あけましておめでとうございます。本年もよろしくお願い申し上げます。
 さて、前回までに営業秘密の要件を述べてきましたが、今回は具体的にどのように管理をしていたら「秘密として管理」されていることになるのかを、判例等を参考にまとめ、概括的に説明をしていきたいと思います。なお、詳細については経済産業省のホームページをご参照ください。

 まず、具体的管理方法としては、情報を個別的に管理していく方法と、組織的に管理していく方法とが考えられます。

 個別的に管理する方法としては、物的管理方法と人的管理方法が考えられます。

 物的管理方法についてですが、①情報に対するアクセス権者を限定したり、②アクセスする者の使用・開示の範囲を限定したり、③アクセスの記録をする方法が考えられます。具体的には情報にパスワードをかけたり、アクセス権者のパソコンからしかアクセスできないようなサーバーに入れたり、FDやCD、USBメモリなどに情報を保管してそれを金庫等に保管したりする方法などが考えられると思われます。また、④アクセス記録をモニターするなどの方法による管理でも、情報漏洩を万全に防ぐという観点からは万全ではないかもしれませんが、不正競争防止法の適用を受けるという観点からは有用だと思われます。その他、⑤秘密であることを文言に記載したり、マークを残したりしておくことも考えられます。さらには、⑥建物、事務所等のセキュリティ配慮をしたり、専門管理部門を設置したりする方法も考えられます。

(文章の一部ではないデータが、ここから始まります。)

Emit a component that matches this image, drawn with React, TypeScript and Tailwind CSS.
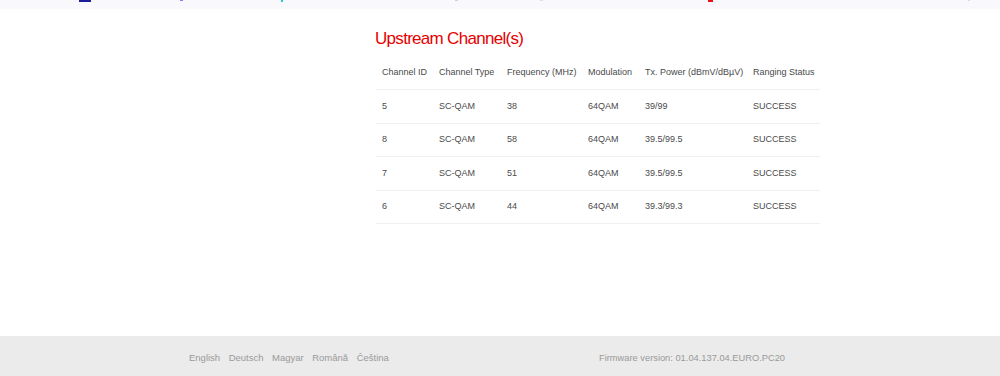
import React from 'react';

const rows = [
  { id: '5', type: 'SC-QAM', freq: '38', mod: '64QAM', power: '39/99', status: 'SUCCESS' },
  { id: '8', type: 'SC-QAM', freq: '58', mod: '64QAM', power: '39.5/99.5', status: 'SUCCESS' },
  { id: '7', type: 'SC-QAM', freq: '51', mod: '64QAM', power: '39.5/99.5', status: 'SUCCESS' },
  { id: '6', type: 'SC-QAM', freq: '44', mod: '64QAM', power: '39.3/99.3', status: 'SUCCESS' },
];

const headers = ['Channel ID', 'Channel Type', 'Frequency (MHz)', 'Modulation', 'Tx. Power (dBmV/dBµV)', 'Ranging Status'];
const languages = ['English', 'Deutsch', 'Magyar', 'Română', 'Čeština'];

const gridCols = 'grid grid-cols-[57px_68px_81px_57px_108px_73px]';

export default function App() {
  return (
    <div className="w-[1000px] h-[376px] flex flex-col bg-white font-['Liberation_Sans',Arial,sans-serif] overflow-hidden">
      {/* cut-off nav strip */}
      <div className="relative h-[9px] bg-[#f8f8fd] shrink-0">
        <span className="absolute left-[79px] top-0 w-[12px] h-[2px] bg-[#1c1c9a]" />
        <span className="absolute left-[180px] top-0 w-[3px] h-[1px] bg-[#8c7cf0]" />
        <span className="absolute left-[281px] top-0 w-[2px] h-[2px] bg-[#28c6d6]" />
        <span className="absolute left-[455px] top-0 w-[3px] h-[1px] bg-[#cfcfd6]" />
        <span className="absolute left-[540px] top-0 w-[3px] h-[1px] bg-[#dcdce2]" />
        <span className="absolute left-[708px] top-0 w-[5px] h-[2px] bg-[#e81010]" />
        <span className="absolute left-[968px] top-0 w-[2px] h-[1px] bg-[#dcdce2]" />
      </div>

      <main className="flex-1">
        <div className="w-[640px] mx-auto flex">
          <div className="w-[195px] shrink-0" />
          <div className="flex-1">
            <h1 className="mt-[20px] text-[17px] leading-[20px] tracking-[-0.7px] text-[#e60000]">
              Upstream Channel(s)
            </h1>
            <div className="mt-[8px] ml-[1px] w-[444px] text-[9px] text-[#4a4a4a]">
              <div className={`${gridCols} h-[33px] items-center border-b border-[#f0f0f0]`}>
                {headers.map(h => (
                  <div key={h} className="pl-[6px] whitespace-nowrap">{h}</div>
                ))}
              </div>
              {rows.map(r => (
                <div key={r.id} className={`${gridCols} h-[33.5px] items-center border-b border-[#f0f0f0]`}>
                  <div className="pl-[6px]">{r.id}</div>
                  <div className="pl-[6px]">{r.type}</div>
                  <div className="pl-[6px]">{r.freq}</div>
                  <div className="pl-[6px]">{r.mod}</div>
                  <div className="pl-[6px]">{r.power}</div>
                  <div className="pl-[6px]">{r.status}</div>
                </div>
              ))}
            </div>
          </div>
        </div>
      </main>

      <footer className="h-[40px] bg-[#ebebeb] shrink-0">
        <div className="w-[640px] mx-auto h-full flex items-center pt-[5px] pl-[9px] text-[9.5px] text-[#9a9a9a]">
          <div className="w-[410px] flex gap-[8.5px]">
            {languages.map(l => (
              <span key={l}>{l}</span>
            ))}
          </div>
          <span className="text-[9.3px]">Firmware version: 01.04.137.04.EURO.PC20</span>
        </div>
      </footer>
    </div>
  );
}
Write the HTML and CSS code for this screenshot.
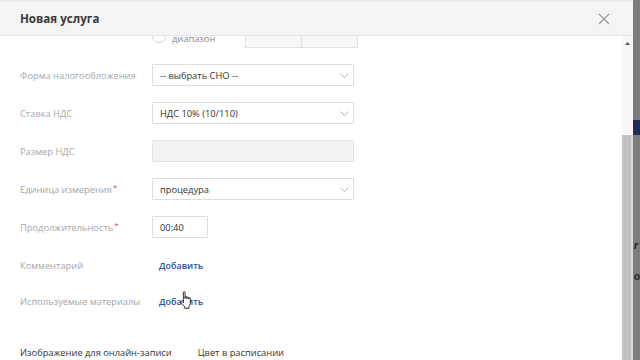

 人的管理に関しては、現在、中途採用・派遣社員・早期退職による転職など、雇用の多様化が進んでいますので、このような現状も踏まえた対処が必要かと思われます。具体的には、雇用形態に応じて秘密保持契約を締結したり、競業避止義務を課したりしていくことが考えられると思われます。

 組織的管理方法とは、組織として情報管理のシステムを構築していくということであります。システムの構築に当たっては、管理策を策定し、それを実施するとともに管理状況を監査の上、時には見直していくということが必要であると思います。管理システムについては複雑かつ種々の方法があると思われますので、この方法による場合には研究していただければと思います。

 以上の方法が考えられますが、これのみに限られるものでもないと思われますので、今後も探求していく必要があるかと思われます。なお、上記の各方法はあくまでも「秘密として管理」の要件に該当させる管理方法という観点で記載したものであり、これによれば情報漏えいの可能性がないというものではありませんのでご注意願います。また、法律上守秘義務が生じる情報であるからといって「秘密として管理」されている情報とは当然にはなりませんので、ご了承ください。